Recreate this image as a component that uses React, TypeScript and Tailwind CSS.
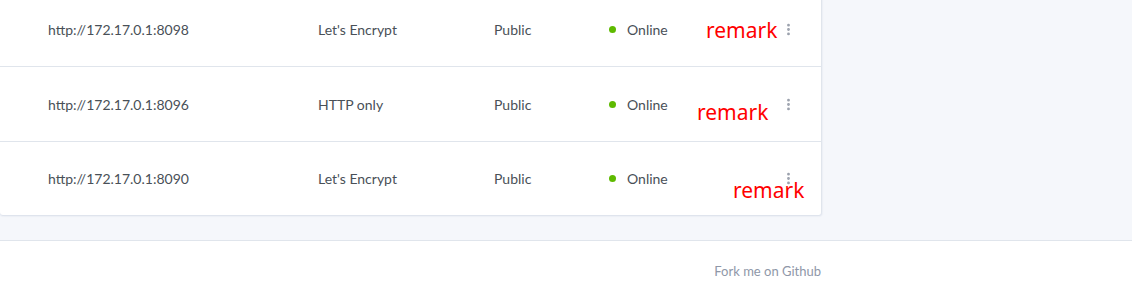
import { EllipsisVertical } from 'lucide-react'

interface Row {
  url: string
  ssl: string
  access: string
  status: string
  remark: string
}

const rows: Row[] = [
  { url: 'http://172.17.0.1:8098', ssl: "Let's Encrypt", access: 'Public', status: 'Online', remark: 'left-[706px] top-[20px]' },
  { url: 'http://172.17.0.1:8096', ssl: 'HTTP only', access: 'Public', status: 'Online', remark: 'left-[697px] top-[102px]' },
  { url: 'http://172.17.0.1:8090', ssl: "Let's Encrypt", access: 'Public', status: 'Online', remark: 'left-[733px] top-[180px]' },
]

const App = () => {
  return (
    <div className="relative min-h-[302px] bg-[#f5f7fb] font-['Lato',sans-serif] text-[14px] text-[#495057] overflow-hidden">
      <div className="w-[822px] -mt-[8px] bg-white rounded-b-[3px] shadow-[0_1px_2px_rgba(0,40,100,0.12)] border-r border-[#e0e5ec]">
        {rows.map((row, i) => (
          <div
            key={row.url}
            className={`flex items-center ${i < rows.length - 1 ? 'h-[75px] border-b border-[#e0e5ec]' : 'h-[73px]'}`}
          >
            <div className="w-[318px] pl-[48px]">{row.url}</div>
            <div className="w-[176px]">{row.ssl}</div>
            <div className="w-[115px]">{row.access}</div>
            <div className="w-[172px] flex items-center gap-[11px]">
              <span className="w-[7px] h-[7px] rounded-full bg-[#5eba00]" />
              <span>{row.status}</span>
            </div>
            <EllipsisVertical size={15} strokeWidth={2.5} className="text-[#9aa0ac]" />
          </div>
        ))}
      </div>

      <footer className="mt-[25px] bg-white border-t border-[#e0e5ec] h-[62px] w-full">
        <div className="w-[821px] flex justify-end pt-[21px] text-[13px] text-[#8f97a8]">
          Fork me on Github
        </div>
      </footer>

      {rows.map((row) => (
        <span
          key={row.remark}
          className={`absolute ${row.remark} font-['Noto_Sans',sans-serif] text-[21px] leading-none text-[#ff0000]`}
        >
          remark
        </span>
      ))}
    </div>
  )
}

export default App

Directive => Transcribe the whole listing exactly. Pictures are excluded.

Task result =>
Recreate this image as a component that uses React, TypeScript and Tailwind CSS.
import { EllipsisVertical } from 'lucide-react'

interface Row {
  url: string
  ssl: string
  access: string
  status: string
  remark: string
}

const rows: Row[] = [
  { url: 'http://172.17.0.1:8098', ssl: "Let's Encrypt", access: 'Public', status: 'Online', remark: 'left-[706px] top-[20px]' },
  { url: 'http://172.17.0.1:8096', ssl: 'HTTP only', access: 'Public', status: 'Online', remark: 'left-[697px] top-[102px]' },
  { url: 'http://172.17.0.1:8090', ssl: "Let's Encrypt", access: 'Public', status: 'Online', remark: 'left-[733px] top-[180px]' },
]

const App = () => {
  return (
    <div className="relative min-h-[302px] bg-[#f5f7fb] font-['Lato',sans-serif] text-[14px] text-[#495057] overflow-hidden">
      <div className="w-[822px] -mt-[8px] bg-white rounded-b-[3px] shadow-[0_1px_2px_rgba(0,40,100,0.12)] border-r border-[#e0e5ec]">
        {rows.map((row, i) => (
          <div
            key={row.url}
            className={`flex items-center ${i < rows.length - 1 ? 'h-[75px] border-b border-[#e0e5ec]' : 'h-[73px]'}`}
          >
            <div className="w-[318px] pl-[48px]">{row.url}</div>
            <div className="w-[176px]">{row.ssl}</div>
            <div className="w-[115px]">{row.access}</div>
            <div className="w-[172px] flex items-center gap-[11px]">
              <span className="w-[7px] h-[7px] rounded-full bg-[#5eba00]" />
              <span>{row.status}</span>
            </div>
            <EllipsisVertical size={15} strokeWidth={2.5} className="text-[#9aa0ac]" />
          </div>
        ))}
      </div>

      <footer className="mt-[25px] bg-white border-t border-[#e0e5ec] h-[62px] w-full">
        <div className="w-[821px] flex justify-end pt-[21px] text-[13px] text-[#8f97a8]">
          Fork me on Github
        </div>
      </footer>

      {rows.map((row) => (
        <span
          key={row.remark}
          className={`absolute ${row.remark} font-['Noto_Sans',sans-serif] text-[21px] leading-none text-[#ff0000]`}
        >
          remark
        </span>
      ))}
    </div>
  )
}

export default App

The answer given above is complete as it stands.